Michael Arad, architect of Ground Zero memorial ‘Reflecting Absence’, spoke to students on Nov. 29 in The D’Angelo Center.
Arad designed the $700 million memorial in remembrance more than 3,000 victims of the World Trade Center attacks of 1993 and 2001, United 93 crash in Shanksville, Penn. and the Pentagon.
He designed the memorial as the result of winning the World Trade Center Site Memorial Competition in 2003, which solicited more than5,000 entries from 63 nations. Arad had previously worked for Kohn Pedersen Fox, erecting the 108-story Station Tower in Hong Kong, and more recently a partner at Handel Architects.
A native of Israel and now a resident of New York City, Arad was introduced to his audience by Dr. Andrea Licari, of the College of Professional Studies. Licari stressed the effect that the 2001 attacks had on the inaugural year of the Manhattan campus, just blocks from Ground Zero.
Licari introduced Provost Julie Upton, who spoke on handling the attacks from the St. John’s point-of-view, and moving the Manhattan students to the Queens campus, despite an offer from Marymount Manhattan College to house the displaced. Upton stated on the new Manhattan building, though a mere walking distance from Ground Zero, did not suffer any damage from the attacks.
Arad sought to create a site that is a physical representation for what America stands for, as well as a place for remembrance and relaxation.

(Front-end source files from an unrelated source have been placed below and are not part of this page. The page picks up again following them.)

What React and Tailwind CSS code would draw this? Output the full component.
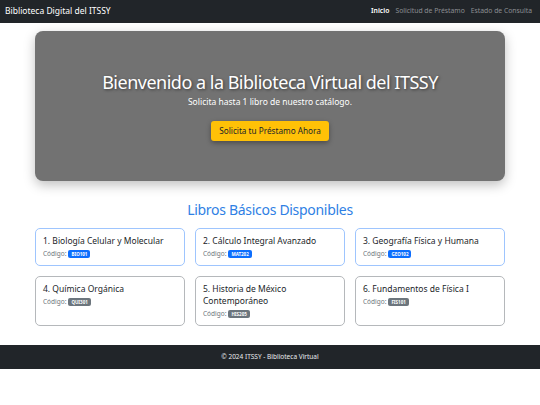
import React from "react";

const books = [
  { t: "1. Biología Celular y Molecular", c: "BIO101", p: true },
  { t: "2. Cálculo Integral Avanzado", c: "MAT202", p: true },
  { t: "3. Geografía Física y Humana", c: "GEO102", p: true },
  { t: "4. Química Orgánica", c: "QUI301", p: false },
  { t: "5. Historia de México Contemporáneo", c: "HIS205", p: false },
  { t: "6. Fundamentos de Física I", c: "FIS101", p: false },
];

export default function App() {
  return (
    <div className="min-h-[405px] bg-white font-['Noto_Sans',sans-serif]">
      <nav className="h-[23px] bg-[#212529] flex items-center justify-between pl-[5px] pr-[8px]">
        <span className="text-[8.5px] text-white">Biblioteca Digital del ITSSY</span>
        <div className="flex gap-[6px] text-[6.8px]">
          <span className="text-white font-semibold">Inicio</span>
          <span className="text-[#8c8f93]">Solicitud de Préstamo</span>
          <span className="text-[#8c8f93]">Estado de Consulta</span>
        </div>
      </nav>
      <main className="w-[470px] mx-auto pt-[8px] pb-[19px]">
        <section className="h-[150px] rounded-[8px] bg-[#727272] shadow-[0_4px_12px_rgba(0,0,0,0.25)] flex flex-col items-center justify-center">
          <h1 className="text-[18px] leading-[22px] tracking-[-0.5px] text-white [text-shadow:1px_1px_3px_rgba(0,0,0,0.5)]">
            Bienvenido a la Biblioteca Virtual del ITSSY
          </h1>
          <p className="text-[8.5px] leading-[12px] text-white mt-[3px]">
            Solicita hasta 1 libro de nuestro catálogo.
          </p>
          <button className="mt-[13px] h-[20px] px-[8px] rounded-[3px] bg-[#ffc107] text-[#212529] text-[8.2px] shadow-[0_2px_5px_rgba(0,0,0,0.35)]">
            Solicita tu Préstamo Ahora
          </button>
        </section>
        <h2 className="mt-[20px] text-center text-[14px] leading-[18px] tracking-[-0.3px] text-[#2f7fe4]">
          Libros Básicos Disponibles
        </h2>
        <div className="mt-[9px] grid grid-cols-3 gap-[10px]">
          {books.map((b) => (
            <div
              key={b.c}
              className={
                "rounded-[5px] border bg-white px-[7px] pt-[6px] pb-[7px] " +
                (b.p ? "border-[#9ec5fe]" : "border-[#b5b8bb]")
              }
            >
              <div className="text-[8.5px] leading-[12px] text-[#212529]">{b.t}</div>
              <div className="mt-[2px] h-[9px] flex items-center gap-[2px] text-[6.5px] text-[#6c757d]">
                <span>Código:</span>
                <span
                  className={
                    "rounded-[2px] px-[3px] py-[1px] text-[4.5px] leading-[6px] font-bold text-white " +
                    (b.p ? "bg-[#0d6efd]" : "bg-[#6c757d]")
                  }
                >
                  {b.c}
                </span>
              </div>
            </div>
          ))}
        </div>
      </main>
      <footer className="h-[24px] bg-[#212529] flex items-center justify-center">
        <span className="text-[6.5px] text-[#e9ecef]">© 2024 ITSSY - Biblioteca Virtual</span>
      </footer>
    </div>
  );
}
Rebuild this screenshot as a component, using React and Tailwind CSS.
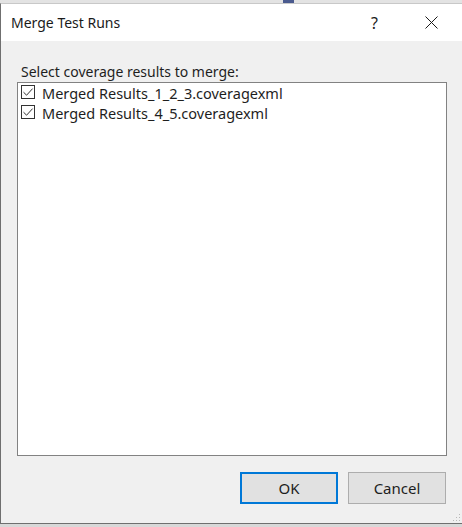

The memorial consists of acre-sized reflecting pools, poured into by the world’s largest man-made waterfalls. The pools are surrounded by trees “in abacus-like formation to make it more welcoming for a multi-purpose location.”
Arad applauded the “stoic defiance,” displayed by the citizens of New York City in the aftermath of the attacks.
He was also the recipient, along with five others, of the 2006 American Institute of Architects’ Young Architects Award.
“How the names would be arranged was the most difficult part of the process as it galvanised all the families involved.” Arad said.
After multiple ideas for arrangement were scrapped because of unintentional favoring of one victim over another, the arrangement came down to the location and adjacency of the victims. The arrangement debate was the focus of the discussions about the memorial.
Arad stated the intense immediate effect of the attacks “seemed like a demilitarised zone, can you imagine Manhattan without a single car going by?”
Following the completion of the memorial the most touching moment for Arat was “seeing a frail 80-year old lady get out of her wheelchair and exert herself to touch the name of a fallen loved one.”
When discussion was opened to the audience, Arad answered questions from the audience about the memorial. One audience member asked whether the memorial was considered at risk of attack, as the towers it replaced had been. To this Arad responded “the entire city is vigilant to this now. 1993 was a wake-up call that most of us ignored.”
Also questioned on the memorial capacity of “Reflecting Absence,” Arad answered, “it’s what the victim’s families bring, rather than my personal beliefs, whether its faith or quiet introspection.”
Arad’s presentation was closed by Edward La Grassa, Architect and Professor at NYU Graduate School of Real Estate, who stated the retail impact that the memorial would have on New York City. La Grassa said the “memorial is the single largest attraction in NYC, projected to attract 7 million people over the next year.”